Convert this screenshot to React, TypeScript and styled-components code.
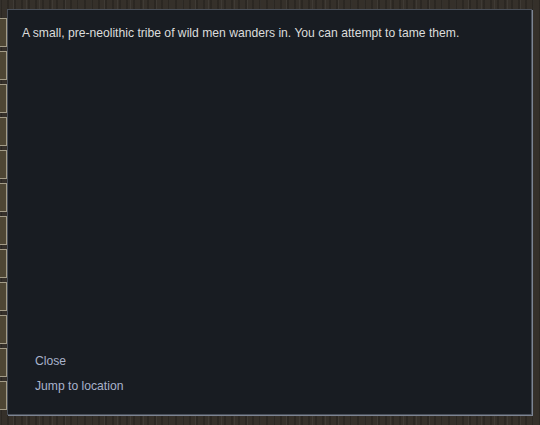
import styled, { createGlobalStyle } from "styled-components";

const GlobalStyle = createGlobalStyle`
  html, body {
    margin: 0;
    padding: 0;
    width: 540px;
    height: 425px;
    overflow: hidden;
  }
  body {
    font-family: "Liberation Sans", Arial, sans-serif;
    background-color: #35302a;
    background-image:
      repeating-linear-gradient(90deg, rgba(0,0,0,0.18) 0px, rgba(0,0,0,0.18) 2px, transparent 2px, transparent 7px),
      repeating-linear-gradient(90deg, rgba(255,255,255,0.05) 0px, rgba(255,255,255,0.05) 1px, transparent 1px, transparent 13px);
  }
`;

const Screen = styled.div`
  width: 540px;
  height: 425px;
  display: flex;
  position: relative;
`;

const TileStrip = styled.div`
  width: 7px;
  display: flex;
  flex-direction: column;
  gap: 4px;
  padding-top: 18px;
`;

const Tile = styled.div`
  height: 27px;
  border: 1px solid #a39c88;
  border-left: none;
  background: #4e4634;
`;

const Dialog = styled.div`
  position: absolute;
  left: 7px;
  top: 9px;
  width: 525px;
  height: 406px;
  background: #181c22;
  border: 1px solid #4a505a;
  box-shadow: 1px 1px 0 #7d8594;
  display: flex;
  flex-direction: column;
  justify-content: space-between;
  padding: 15px 14px 20px 14px;
  box-sizing: border-box;
`;

const Message = styled.p`
  margin: 0;
  font-size: 12.15px;
  line-height: 16px;
  color: #dcdcdc;
`;

const Actions = styled.ul`
  list-style: none;
  margin: 0;
  padding: 0 0 0 13px;
  display: flex;
  flex-direction: column;
  gap: 9px;
`;

const Action = styled.li`
  font-size: 12.15px;
  line-height: 16px;
  color: #a9b3cc;
  cursor: pointer;
`;

export default function App() {
  return (
    <>
      <GlobalStyle />
      <Screen>
        <TileStrip>
          {Array.from({ length: 12 }).map((_, i) => (
            <Tile key={i} />
          ))}
        </TileStrip>
        <Dialog>
          <Message>
            A small, pre-neolithic tribe of wild men wanders in. You can attempt to tame them.
          </Message>
          <Actions>
            <Action>Close</Action>
            <Action>Jump to location</Action>
          </Actions>
        </Dialog>
      </Screen>
    </>
  );
}
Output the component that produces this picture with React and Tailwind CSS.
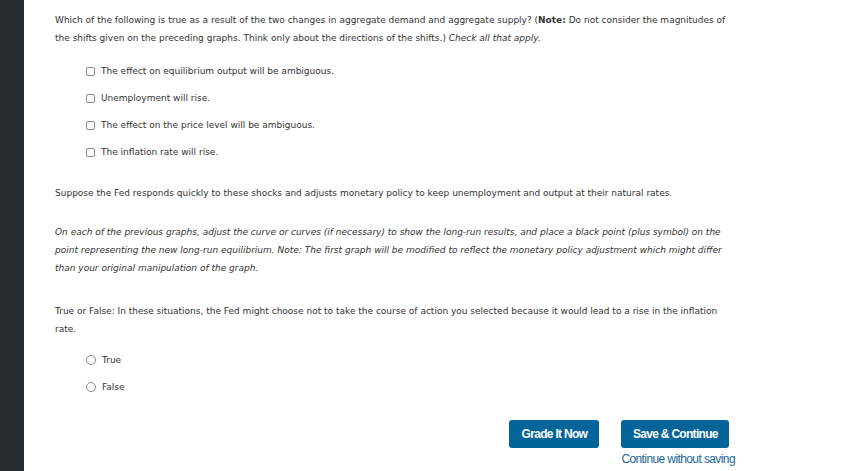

Given task
Transcribe the whole listing exactly. Pictures stay out of your copy.

Written response
Convert this screenshot to React, TypeScript and styled-components code.
import styled, { createGlobalStyle } from "styled-components";

const GlobalStyle = createGlobalStyle`
  html, body {
    margin: 0;
    padding: 0;
    width: 540px;
    height: 425px;
    overflow: hidden;
  }
  body {
    font-family: "Liberation Sans", Arial, sans-serif;
    background-color: #35302a;
    background-image:
      repeating-linear-gradient(90deg, rgba(0,0,0,0.18) 0px, rgba(0,0,0,0.18) 2px, transparent 2px, transparent 7px),
      repeating-linear-gradient(90deg, rgba(255,255,255,0.05) 0px, rgba(255,255,255,0.05) 1px, transparent 1px, transparent 13px);
  }
`;

const Screen = styled.div`
  width: 540px;
  height: 425px;
  display: flex;
  position: relative;
`;

const TileStrip = styled.div`
  width: 7px;
  display: flex;
  flex-direction: column;
  gap: 4px;
  padding-top: 18px;
`;

const Tile = styled.div`
  height: 27px;
  border: 1px solid #a39c88;
  border-left: none;
  background: #4e4634;
`;

const Dialog = styled.div`
  position: absolute;
  left: 7px;
  top: 9px;
  width: 525px;
  height: 406px;
  background: #181c22;
  border: 1px solid #4a505a;
  box-shadow: 1px 1px 0 #7d8594;
  display: flex;
  flex-direction: column;
  justify-content: space-between;
  padding: 15px 14px 20px 14px;
  box-sizing: border-box;
`;

const Message = styled.p`
  margin: 0;
  font-size: 12.15px;
  line-height: 16px;
  color: #dcdcdc;
`;

const Actions = styled.ul`
  list-style: none;
  margin: 0;
  padding: 0 0 0 13px;
  display: flex;
  flex-direction: column;
  gap: 9px;
`;

const Action = styled.li`
  font-size: 12.15px;
  line-height: 16px;
  color: #a9b3cc;
  cursor: pointer;
`;

export default function App() {
  return (
    <>
      <GlobalStyle />
      <Screen>
        <TileStrip>
          {Array.from({ length: 12 }).map((_, i) => (
            <Tile key={i} />
          ))}
        </TileStrip>
        <Dialog>
          <Message>
            A small, pre-neolithic tribe of wild men wanders in. You can attempt to tame them.
          </Message>
          <Actions>
            <Action>Close</Action>
            <Action>Jump to location</Action>
          </Actions>
        </Dialog>
      </Screen>
    </>
  );
}
Output the component that produces this picture with React and Tailwind CSS.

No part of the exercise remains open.